▶ [WRITTEN EXERCISE]: Look for "components" in each line of the entries, and return the matching lines.

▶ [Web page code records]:
□ □ □ □ □

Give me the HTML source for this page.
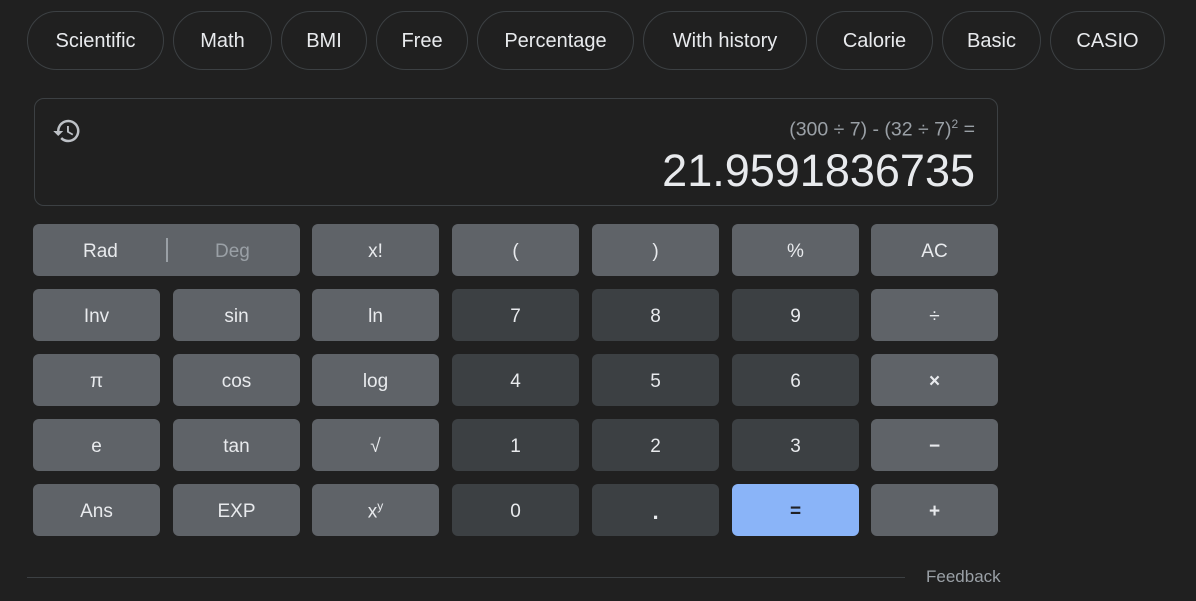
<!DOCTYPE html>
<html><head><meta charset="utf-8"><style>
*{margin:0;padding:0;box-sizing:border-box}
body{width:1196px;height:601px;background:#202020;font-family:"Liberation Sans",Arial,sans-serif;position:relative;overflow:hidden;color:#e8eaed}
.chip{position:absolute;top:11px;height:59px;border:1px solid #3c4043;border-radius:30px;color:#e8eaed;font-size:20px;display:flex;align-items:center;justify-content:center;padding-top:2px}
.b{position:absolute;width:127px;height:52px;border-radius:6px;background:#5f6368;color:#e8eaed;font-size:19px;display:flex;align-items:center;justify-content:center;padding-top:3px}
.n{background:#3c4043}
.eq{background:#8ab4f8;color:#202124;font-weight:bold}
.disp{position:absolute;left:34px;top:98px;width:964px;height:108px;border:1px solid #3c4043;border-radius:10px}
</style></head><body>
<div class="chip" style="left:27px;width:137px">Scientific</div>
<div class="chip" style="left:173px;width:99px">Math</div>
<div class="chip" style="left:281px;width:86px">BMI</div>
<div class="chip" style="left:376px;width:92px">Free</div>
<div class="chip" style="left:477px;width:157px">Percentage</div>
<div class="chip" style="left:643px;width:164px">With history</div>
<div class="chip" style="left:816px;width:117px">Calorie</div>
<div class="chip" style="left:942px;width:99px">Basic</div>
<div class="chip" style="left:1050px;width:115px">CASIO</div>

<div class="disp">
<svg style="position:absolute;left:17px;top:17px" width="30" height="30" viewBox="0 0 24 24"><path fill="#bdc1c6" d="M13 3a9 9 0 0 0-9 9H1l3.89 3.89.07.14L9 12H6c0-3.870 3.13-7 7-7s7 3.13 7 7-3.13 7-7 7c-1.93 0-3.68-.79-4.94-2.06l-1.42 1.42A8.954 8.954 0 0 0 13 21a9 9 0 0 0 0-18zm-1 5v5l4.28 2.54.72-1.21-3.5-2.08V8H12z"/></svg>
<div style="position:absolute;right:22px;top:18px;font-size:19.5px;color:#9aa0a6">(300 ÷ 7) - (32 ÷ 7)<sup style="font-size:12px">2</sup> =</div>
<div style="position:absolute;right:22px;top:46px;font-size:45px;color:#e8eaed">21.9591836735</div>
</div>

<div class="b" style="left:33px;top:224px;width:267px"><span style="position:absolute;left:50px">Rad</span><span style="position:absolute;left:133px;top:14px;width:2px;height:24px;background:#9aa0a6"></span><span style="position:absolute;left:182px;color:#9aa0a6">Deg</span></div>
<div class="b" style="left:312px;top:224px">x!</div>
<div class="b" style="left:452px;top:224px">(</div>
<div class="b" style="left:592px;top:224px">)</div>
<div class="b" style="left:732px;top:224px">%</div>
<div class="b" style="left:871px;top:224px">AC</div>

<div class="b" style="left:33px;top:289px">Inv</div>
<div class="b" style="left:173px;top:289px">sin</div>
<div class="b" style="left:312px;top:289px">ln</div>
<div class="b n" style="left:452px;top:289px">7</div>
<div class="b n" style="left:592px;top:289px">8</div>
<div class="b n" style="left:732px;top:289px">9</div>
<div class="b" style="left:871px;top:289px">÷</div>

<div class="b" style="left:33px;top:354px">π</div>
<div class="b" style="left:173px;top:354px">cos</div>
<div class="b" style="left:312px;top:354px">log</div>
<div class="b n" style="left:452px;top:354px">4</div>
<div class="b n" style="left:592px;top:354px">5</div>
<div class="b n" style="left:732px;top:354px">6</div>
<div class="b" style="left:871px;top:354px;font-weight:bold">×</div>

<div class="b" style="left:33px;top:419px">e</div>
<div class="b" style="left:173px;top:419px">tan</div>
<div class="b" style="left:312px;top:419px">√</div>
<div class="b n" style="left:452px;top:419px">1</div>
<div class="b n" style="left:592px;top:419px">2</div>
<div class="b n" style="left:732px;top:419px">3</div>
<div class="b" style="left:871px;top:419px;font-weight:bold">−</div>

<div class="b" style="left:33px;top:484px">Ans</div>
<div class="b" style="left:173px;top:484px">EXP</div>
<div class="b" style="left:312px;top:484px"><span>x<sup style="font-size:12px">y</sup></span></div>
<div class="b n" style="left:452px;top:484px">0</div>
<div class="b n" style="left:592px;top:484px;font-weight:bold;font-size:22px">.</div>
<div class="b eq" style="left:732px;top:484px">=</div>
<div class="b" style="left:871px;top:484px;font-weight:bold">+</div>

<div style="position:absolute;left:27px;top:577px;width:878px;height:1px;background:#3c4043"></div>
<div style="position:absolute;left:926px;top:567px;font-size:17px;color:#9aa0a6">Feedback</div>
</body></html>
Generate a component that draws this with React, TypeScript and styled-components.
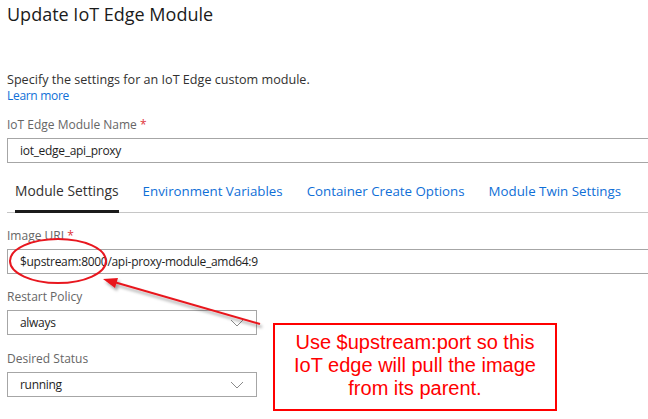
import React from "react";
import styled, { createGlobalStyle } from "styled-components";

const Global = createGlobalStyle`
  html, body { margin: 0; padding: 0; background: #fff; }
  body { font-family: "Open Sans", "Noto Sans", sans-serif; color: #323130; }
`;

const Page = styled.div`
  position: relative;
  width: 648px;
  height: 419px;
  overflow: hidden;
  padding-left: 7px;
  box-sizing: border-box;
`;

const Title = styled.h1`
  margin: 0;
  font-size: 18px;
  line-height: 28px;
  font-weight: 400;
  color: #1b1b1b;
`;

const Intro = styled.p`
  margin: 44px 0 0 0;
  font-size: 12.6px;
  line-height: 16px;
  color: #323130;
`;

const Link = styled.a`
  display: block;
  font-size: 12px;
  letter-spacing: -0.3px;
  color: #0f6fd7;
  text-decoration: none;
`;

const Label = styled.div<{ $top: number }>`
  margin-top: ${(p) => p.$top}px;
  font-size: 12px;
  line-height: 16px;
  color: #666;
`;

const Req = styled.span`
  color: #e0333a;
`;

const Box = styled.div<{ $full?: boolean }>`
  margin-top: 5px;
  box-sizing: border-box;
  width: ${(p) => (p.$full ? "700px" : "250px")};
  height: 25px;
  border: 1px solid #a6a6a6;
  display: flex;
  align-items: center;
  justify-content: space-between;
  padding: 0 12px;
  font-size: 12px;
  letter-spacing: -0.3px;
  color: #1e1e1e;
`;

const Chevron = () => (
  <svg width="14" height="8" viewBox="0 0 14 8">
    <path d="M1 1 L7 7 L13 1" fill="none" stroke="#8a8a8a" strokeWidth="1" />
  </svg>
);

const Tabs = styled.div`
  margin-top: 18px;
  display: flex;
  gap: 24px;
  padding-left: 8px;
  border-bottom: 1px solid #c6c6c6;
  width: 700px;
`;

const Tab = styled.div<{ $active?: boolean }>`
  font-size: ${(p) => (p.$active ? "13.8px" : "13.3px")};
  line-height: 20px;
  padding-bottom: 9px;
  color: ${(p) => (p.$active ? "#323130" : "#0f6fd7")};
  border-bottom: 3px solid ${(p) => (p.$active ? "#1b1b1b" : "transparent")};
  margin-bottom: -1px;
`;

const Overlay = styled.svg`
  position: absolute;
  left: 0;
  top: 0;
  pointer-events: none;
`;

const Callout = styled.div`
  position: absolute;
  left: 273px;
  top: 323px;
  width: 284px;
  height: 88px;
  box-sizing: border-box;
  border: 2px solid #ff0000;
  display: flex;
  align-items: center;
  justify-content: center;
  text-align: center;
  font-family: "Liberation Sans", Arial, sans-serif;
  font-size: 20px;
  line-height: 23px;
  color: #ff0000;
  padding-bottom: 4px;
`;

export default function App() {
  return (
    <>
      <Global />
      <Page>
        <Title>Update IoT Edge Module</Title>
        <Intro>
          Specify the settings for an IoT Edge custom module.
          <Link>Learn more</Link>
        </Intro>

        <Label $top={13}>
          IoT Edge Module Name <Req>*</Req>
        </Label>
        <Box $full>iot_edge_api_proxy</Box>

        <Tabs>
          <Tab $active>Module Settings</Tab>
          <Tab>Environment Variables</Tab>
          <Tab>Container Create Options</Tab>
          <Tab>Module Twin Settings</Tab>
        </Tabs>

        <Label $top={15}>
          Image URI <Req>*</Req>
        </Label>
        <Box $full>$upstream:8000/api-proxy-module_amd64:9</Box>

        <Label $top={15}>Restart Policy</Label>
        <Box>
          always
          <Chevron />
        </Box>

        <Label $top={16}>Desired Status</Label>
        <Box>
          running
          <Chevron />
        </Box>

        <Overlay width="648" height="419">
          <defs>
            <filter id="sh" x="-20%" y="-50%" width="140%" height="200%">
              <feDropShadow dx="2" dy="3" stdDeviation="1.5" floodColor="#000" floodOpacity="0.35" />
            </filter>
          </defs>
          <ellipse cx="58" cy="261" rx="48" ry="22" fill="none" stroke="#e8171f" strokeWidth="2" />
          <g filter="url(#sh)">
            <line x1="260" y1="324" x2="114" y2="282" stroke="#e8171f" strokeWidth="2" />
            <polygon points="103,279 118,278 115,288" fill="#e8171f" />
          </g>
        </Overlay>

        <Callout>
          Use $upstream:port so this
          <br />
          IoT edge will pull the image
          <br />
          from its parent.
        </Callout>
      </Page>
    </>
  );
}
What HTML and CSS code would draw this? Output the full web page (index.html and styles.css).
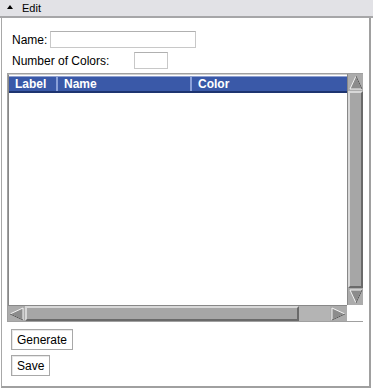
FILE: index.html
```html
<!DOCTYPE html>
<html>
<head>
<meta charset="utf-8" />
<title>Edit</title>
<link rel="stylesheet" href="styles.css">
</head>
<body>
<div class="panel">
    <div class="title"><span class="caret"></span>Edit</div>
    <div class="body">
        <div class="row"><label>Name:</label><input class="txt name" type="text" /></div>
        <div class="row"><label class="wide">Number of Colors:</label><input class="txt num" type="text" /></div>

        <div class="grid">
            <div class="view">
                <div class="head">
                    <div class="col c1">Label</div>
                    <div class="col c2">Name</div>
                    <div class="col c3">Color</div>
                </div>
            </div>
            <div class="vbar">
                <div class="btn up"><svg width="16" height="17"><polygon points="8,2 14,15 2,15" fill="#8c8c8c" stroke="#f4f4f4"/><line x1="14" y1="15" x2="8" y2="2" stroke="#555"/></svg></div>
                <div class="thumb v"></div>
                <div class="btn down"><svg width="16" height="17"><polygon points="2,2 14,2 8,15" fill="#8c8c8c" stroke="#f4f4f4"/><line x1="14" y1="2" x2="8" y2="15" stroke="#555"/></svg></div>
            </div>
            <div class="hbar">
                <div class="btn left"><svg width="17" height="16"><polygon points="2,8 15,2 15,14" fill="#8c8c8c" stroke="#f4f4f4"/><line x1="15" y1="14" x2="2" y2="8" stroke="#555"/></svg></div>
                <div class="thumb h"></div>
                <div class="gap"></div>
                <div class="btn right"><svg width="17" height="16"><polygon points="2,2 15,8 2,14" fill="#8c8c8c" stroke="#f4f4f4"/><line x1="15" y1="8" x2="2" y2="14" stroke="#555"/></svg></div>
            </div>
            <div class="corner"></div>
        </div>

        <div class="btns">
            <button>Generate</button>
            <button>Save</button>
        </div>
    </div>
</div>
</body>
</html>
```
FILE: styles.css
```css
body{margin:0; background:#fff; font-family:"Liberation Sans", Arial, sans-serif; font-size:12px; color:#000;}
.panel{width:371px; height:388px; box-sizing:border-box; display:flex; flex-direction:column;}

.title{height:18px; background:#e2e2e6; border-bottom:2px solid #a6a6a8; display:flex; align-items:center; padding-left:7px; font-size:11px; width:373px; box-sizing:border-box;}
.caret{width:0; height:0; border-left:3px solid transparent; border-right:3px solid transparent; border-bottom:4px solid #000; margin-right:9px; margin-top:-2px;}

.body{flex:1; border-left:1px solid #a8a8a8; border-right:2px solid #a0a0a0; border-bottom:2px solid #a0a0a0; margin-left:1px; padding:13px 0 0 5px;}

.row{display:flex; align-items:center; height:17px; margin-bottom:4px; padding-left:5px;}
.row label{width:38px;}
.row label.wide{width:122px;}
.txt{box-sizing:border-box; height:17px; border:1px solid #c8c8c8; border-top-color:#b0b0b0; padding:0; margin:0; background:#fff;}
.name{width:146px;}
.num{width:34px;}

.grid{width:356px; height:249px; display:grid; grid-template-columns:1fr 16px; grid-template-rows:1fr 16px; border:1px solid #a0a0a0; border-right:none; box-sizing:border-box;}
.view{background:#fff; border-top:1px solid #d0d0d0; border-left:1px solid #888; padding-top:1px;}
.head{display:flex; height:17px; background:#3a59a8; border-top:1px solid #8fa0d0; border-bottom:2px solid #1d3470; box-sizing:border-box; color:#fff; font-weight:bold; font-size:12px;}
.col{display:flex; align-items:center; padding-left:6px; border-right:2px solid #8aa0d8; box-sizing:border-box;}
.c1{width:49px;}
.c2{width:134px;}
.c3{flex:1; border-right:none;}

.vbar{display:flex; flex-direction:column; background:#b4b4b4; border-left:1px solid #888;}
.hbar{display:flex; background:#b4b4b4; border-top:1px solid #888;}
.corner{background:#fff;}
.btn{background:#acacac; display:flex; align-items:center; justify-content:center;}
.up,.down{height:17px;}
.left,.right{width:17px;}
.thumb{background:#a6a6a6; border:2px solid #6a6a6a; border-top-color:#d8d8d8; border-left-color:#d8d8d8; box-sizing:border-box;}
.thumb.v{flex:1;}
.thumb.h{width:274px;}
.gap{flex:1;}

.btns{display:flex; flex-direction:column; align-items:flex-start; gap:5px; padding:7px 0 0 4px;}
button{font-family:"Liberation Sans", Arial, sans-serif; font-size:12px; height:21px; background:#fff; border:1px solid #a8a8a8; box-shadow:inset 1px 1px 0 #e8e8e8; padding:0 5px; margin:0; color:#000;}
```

□ □ □ □ □

▶ [SOLVED EXERCISE]:
Generate a component that draws this with React, TypeScript and styled-components.
import styled, { createGlobalStyle } from "styled-components";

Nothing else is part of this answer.